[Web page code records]
[START]
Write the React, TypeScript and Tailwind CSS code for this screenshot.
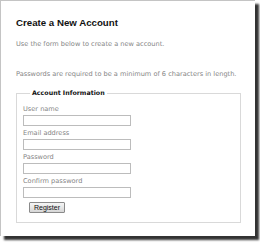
export default function App() {
  const fields = ["User name", "Email address", "Password", "Confirm password"];

  return (
    <div className="w-[260px] h-[245px] bg-white">
      <div className="w-[255px] h-[236px] bg-white border-l border-t border-[#c4c4c4] shadow-[4px_4px_2px_rgba(0,0,0,0.8)] pl-[15px] pt-[17px]">
        <h1 className="text-[9.7px] leading-[10px] font-bold text-[#111] font-['Liberation_Sans',Arial,sans-serif]">
          Create a New Account
        </h1>
        <div className="font-['DejaVu_Sans',Verdana,sans-serif] text-[6.6px] leading-[8px] text-[#858585]">
          <p className="mt-[12px]">Use the form below to create a new account.</p>
          <p className="mt-[22px]">Passwords are required to be a minimum of 6 characters in length.</p>
        </div>
        <fieldset className="mt-[11px] w-[225px] h-[134px] border border-[#d9d9d9] pl-[6px] font-['DejaVu_Sans',Verdana,sans-serif]">
          <legend className="ml-[7px] px-[2px] text-[6.3px] leading-[8px] font-bold text-[#111]">
            Account Information
          </legend>
          <div className="flex flex-col gap-[4px] mt-[9px]">
            {fields.map((f) => (
              <div key={f} className="flex flex-col gap-[2px]">
                <label className="text-[6.6px] leading-[7px] text-[#858585]">{f}</label>
                <input
                  type={f.toLowerCase().includes("password") ? "password" : "text"}
                  className="w-[108px] h-[11px] border border-[#bcbcbc] bg-white outline-none"
                />
              </div>
            ))}
          </div>
          <button className="block mt-[4px] ml-[6px] w-[36px] h-[11px] border border-[#8a8a8a] rounded-[1px] bg-gradient-to-b from-[#f6f6f6] to-[#d6d6d6] text-[7px] leading-[9px] text-[#111] font-['Liberation_Sans',Arial,sans-serif]">
            Register
          </button>
        </fieldset>
      </div>
    </div>
  );
}
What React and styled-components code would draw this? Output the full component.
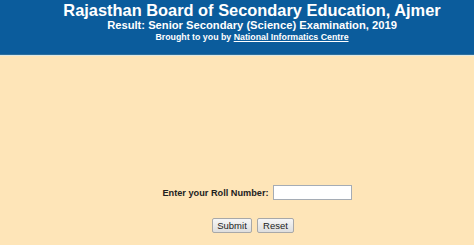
import React from 'react';
import styled, { createGlobalStyle } from 'styled-components';

const GlobalStyle = createGlobalStyle`
  html, body {
    margin: 0;
    padding: 0;
    background: #fee5b8;
    font-family: "Liberation Sans", Arial, sans-serif;
  }
`;

const Page = styled.div`
  width: 474px;
  height: 245px;
  display: flex;
  flex-direction: column;
  background: #fee5b8;
  overflow: hidden;
`;

const Header = styled.header`
  background: #0b5c9c;
  color: #fff;
  text-align: center;
  height: 55px;
  box-sizing: border-box;
  padding-left: 30px;
  display: flex;
  flex-direction: column;
  align-items: center;
  border-bottom: 1px solid #2e6f9c;
  box-shadow: 0 1px 0 #dfe8e4;
`;

const Title = styled.h1`
  margin: 1px 0 0;
  font-size: 16.4px;
  line-height: 18px;
  font-weight: bold;
  white-space: nowrap;
`;

const Subtitle = styled.div`
  font-size: ${(p) => p.size}px;
  line-height: ${(p) => p.lh}px;
  font-weight: bold;
  white-space: nowrap;
`;

const Link = styled.a`
  color: #fff;
  text-decoration: underline;
`;

const Form = styled.form`
  flex: 1;
  display: flex;
  flex-direction: column;
  align-items: center;
  justify-content: flex-end;
  padding-bottom: 12px;
  gap: 18px;
`;

const Row = styled.div`
  display: flex;
  align-items: center;
  gap: 4px;
  padding-left: 40px;
`;

const Label = styled.label`
  font-size: 9.2px;
  font-weight: bold;
  color: #222;
`;

const Input = styled.input`
  box-sizing: border-box;
  width: 79px;
  height: 15px;
  border: 1px solid #a5acb5;
  background: #fff;
  padding: 0 2px;
  font-size: 9px;
`;

const Buttons = styled.div`
  display: flex;
  gap: 5px;
  padding-left: 32px;
`;

const Button = styled.button`
  box-sizing: border-box;
  width: ${(p) => p.w}px;
  height: 15px;
  padding: 0;
  font-family: "Liberation Sans", Arial, sans-serif;
  font-size: 9.5px;
  color: #222;
  background: linear-gradient(#f6f6f6, #dedede);
  border: 1px solid #a8a8a8;
  border-radius: 2px;
`;

export default function App() {
  return (
    <>
      <GlobalStyle />
      <Page>
        <Header>
          <Title>Rajasthan Board of Secondary Education, Ajmer</Title>
          <Subtitle size={11.2} lh={13}>Result: Senior Secondary (Science) Examination, 2019</Subtitle>
          <Subtitle size={8.8} lh={10}>
            Brought to you by <Link href="#">National Informatics Centre</Link>
          </Subtitle>
        </Header>
        <Form onSubmit={(e) => e.preventDefault()}>
          <Row>
            <Label htmlFor="roll">Enter your Roll Number:</Label>
            <Input id="roll" type="text" />
          </Row>
          <Buttons>
            <Button type="submit" w={40}>Submit</Button>
            <Button type="reset" w={37}>Reset</Button>
          </Buttons>
        </Form>
      </Page>
    </>
  );
}
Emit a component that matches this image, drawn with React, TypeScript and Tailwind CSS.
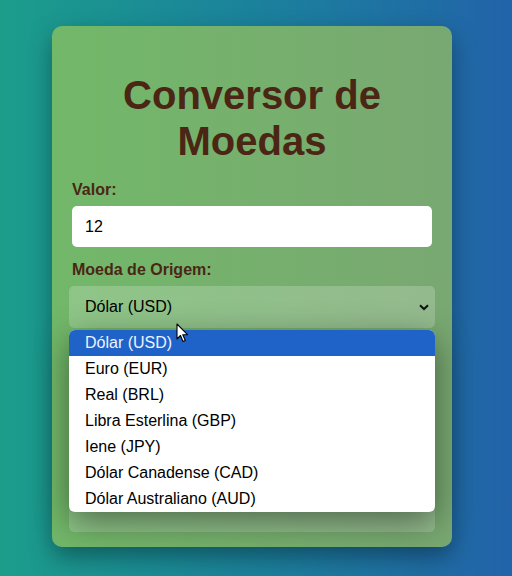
import { useState } from "react"

const moedas = [
  "Dólar (USD)",
  "Euro (EUR)",
  "Real (BRL)",
  "Libra Esterlina (GBP)",
  "Iene (JPY)",
  "Dólar Canadense (CAD)",
  "Dólar Australiano (AUD)",
]

function Cursor() {
  return (
    <svg width="13" height="20" viewBox="0 0 13 20" className="absolute left-[107px] top-[37px] z-20">
      <path
        d="M1 1 L1 16 L4.5 12.5 L7 18.5 L9.3 17.5 L6.8 11.7 L11.5 11.7 Z"
        fill="white"
        stroke="black"
        strokeWidth="1.1"
        strokeLinejoin="round"
      />
    </svg>
  )
}

export default function App() {
  const [valor, setValor] = useState("12")

  return (
    <div className="min-h-[576px] w-full bg-gradient-to-r from-[#1c9d8b] to-[#2263a9] pt-[26px] font-['Liberation_Sans',Arial,sans-serif]">
      <div className="ml-[52px] w-[400px] h-[521px] rounded-[10px] bg-gradient-to-r from-[#72b869] to-[#79a872] px-5 pt-5 shadow-[0_10px_24px_rgba(0,0,0,0.35)]">
        <h1 className="mt-[26px] mb-[17px] text-center text-[40px] font-bold leading-[46px] text-[#4b2614]">
          Conversor de Moedas
        </h1>

        <label className="block mb-[7px] text-base font-bold leading-[18px] text-[#4b2614]">Valor:</label>
        <input
          value={valor}
          onChange={(e) => setValor(e.target.value)}
          className="block w-full h-[41px] rounded-[5px] bg-white px-[13px] text-base text-black outline-none"
        />

        <label className="block mt-[14px] mb-[7px] text-base font-bold leading-[18px] text-[#4b2614]">
          Moeda de Origem:
        </label>
        <div className="relative -mx-[3px]">
          <div className="flex h-[42px] items-center justify-between rounded-[5px] bg-white/20 pl-4 pr-[6px] text-base text-black">
            <span>Dólar (USD)</span>
            <svg width="10" height="7" viewBox="0 0 10 7">
              <path d="M1 1.2 L5 5 L9 1.2" fill="none" stroke="#111" strokeWidth="2" />
            </svg>
          </div>

          <Cursor />

          {/* lista aberta do select */}
          <ul className="absolute left-0 right-0 top-[44px] z-10 overflow-hidden rounded-[6px] bg-white shadow-[0_10px_34px_rgba(0,0,0,0.45)]">
            {moedas.map((m, i) => (
              <li
                key={m}
                className={`h-[26px] pl-4 text-base leading-[26px] ${
                  i === 0 ? "bg-[#1f63c9] text-[#eef2ff]" : "text-black"
                }`}
              >
                {m}
              </li>
            ))}
          </ul>

          {/* resto do formulário, escondido atrás da lista */}
          <div className="mt-[42px] h-[42px] rounded-[5px] bg-white/20" />
          <div className="mt-[78px] h-[42px] rounded-[5px] bg-white/20" />
        </div>
      </div>
    </div>
  )
}
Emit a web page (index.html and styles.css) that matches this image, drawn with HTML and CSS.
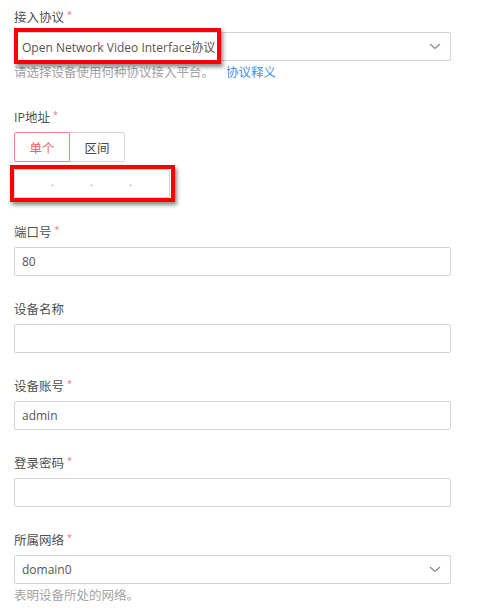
FILE: index.html
```html
<!DOCTYPE html>
<html lang="zh-CN">
<head>
<meta charset="utf-8">
<title>添加设备</title>
<link rel="stylesheet" href="styles.css">
</head>
<body>
<form class="form">
  <div class="field">
    <div class="label">接入协议<span class="req">*</span></div>
    <div class="control select">
      <span class="value">Open Network Video Interface协议</span>
      <svg class="chev" width="12" height="7" viewBox="0 0 12 7"><path d="M1 1l5 4.5L11 1" fill="none" stroke="#8a8a8a" stroke-width="1.3"/></svg>
    </div>
    <div class="help">请选择设备使用何种协议接入平台。<a class="link">协议释义</a></div>
    <div class="mark mark-protocol"></div>
  </div>

  <div class="field field-ip">
    <div class="label">IP地址<span class="req">*</span></div>
    <div class="seg">
      <span class="seg-btn active">单个</span>
      <span class="seg-btn">区间</span>
    </div>
    <div class="control ip">
      <span class="dot">.</span><span class="dot">.</span><span class="dot">.</span>
    </div>
    <div class="mark mark-ip"></div>
  </div>

  <div class="field">
    <div class="label">端口号<span class="req">*</span></div>
    <div class="control"><span class="value">80</span></div>
  </div>

  <div class="field">
    <div class="label">设备名称</div>
    <div class="control"></div>
  </div>

  <div class="field">
    <div class="label">设备账号<span class="req">*</span></div>
    <div class="control"><span class="value">admin</span></div>
  </div>

  <div class="field">
    <div class="label">登录密码<span class="req">*</span></div>
    <div class="control"></div>
  </div>

  <div class="field">
    <div class="label">所属网络<span class="req">*</span></div>
    <div class="control select">
      <span class="value">domain0</span>
      <svg class="chev" width="12" height="7" viewBox="0 0 12 7"><path d="M1 1l5 4.5L11 1" fill="none" stroke="#8a8a8a" stroke-width="1.3"/></svg>
    </div>
    <div class="help">表明设备所处的网络。</div>
  </div>
</form>
</body>
</html>
```

FILE: styles.css
```css
html, body {
  margin: 0;
  padding: 0;
  background: #ffffff;
}

body {
  font-family: "Open Sans", "Noto Sans CJK SC", sans-serif;
  color: #555555;
}

.form {
  width: 437px;
  padding: 8px 0 0 14px;
  display: flex;
  flex-direction: column;
}

.field {
  position: relative;
  display: flex;
  flex-direction: column;
  margin-bottom: 24px;
}

.field-ip {
  margin-bottom: 25px;
}

.label {
  font-size: 12.5px;
  line-height: 20px;
  height: 20px;
  margin-bottom: 4px;
  color: #505050;
  display: flex;
  align-items: flex-start;
}

.req {
  color: #f46c6c;
  font-size: 9px;
  line-height: 12px;
  margin-left: 3px;
  margin-top: 1px;
}

.control {
  box-sizing: border-box;
  height: 29px;
  border: 1px solid #d4d4d4;
  border-radius: 2px;
  background: #ffffff;
  display: flex;
  align-items: center;
  padding: 0 7px;
  font-size: 12px;
  color: #555555;
}

.select {
  justify-content: space-between;
}

.value {
  white-space: nowrap;
}

.chev {
  margin-right: 2px;
}

.help {
  font-size: 12.5px;
  line-height: 18px;
  margin-top: 3px;
  margin-bottom: 2px;
  color: #a3a3a3;
  display: flex;
  gap: 12px;
}

.link {
  color: #3f8fe8;
  cursor: pointer;
}

.seg {
  display: flex;
  height: 30px;
}

.seg-btn {
  box-sizing: border-box;
  width: 56px;
  height: 30px;
  border: 1px solid #d4d4d4;
  display: flex;
  align-items: center;
  justify-content: center;
  font-size: 12.5px;
  color: #444444;
}

.seg-btn:first-child {
  border-radius: 2px 0 0 2px;
}

.seg-btn:last-child {
  border-left: none;
  width: 55px;
  border-radius: 0 2px 2px 0;
}

.seg-btn.active {
  color: #f45c5c;
  border-color: #f08585;
}

.ip {
  margin-top: 7px;
  width: 156px;
  padding: 0 0 0 36px;
}

.dot {
  width: 39px;
  font-size: 11px;
  color: #888888;
  line-height: 1;
  padding-bottom: 4px;
}

.mark {
  position: absolute;
  box-sizing: border-box;
  border: 4px solid #ff0000;
  box-shadow: 2px 3px 4px rgba(0, 0, 0, 0.45);
  pointer-events: none;
}

.mark-protocol {
  top: 20px;
  left: 0;
  width: 207px;
  height: 36px;
}

.mark-ip {
  top: 57px;
  left: -4px;
  width: 165px;
  height: 37px;
}
```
[END]
Objective:
Go through the entries above and copy every line containing "Tailwind".

Full solution:
Write the React, TypeScript and Tailwind CSS code for this screenshot.
Emit a component that matches this image, drawn with React, TypeScript and Tailwind CSS.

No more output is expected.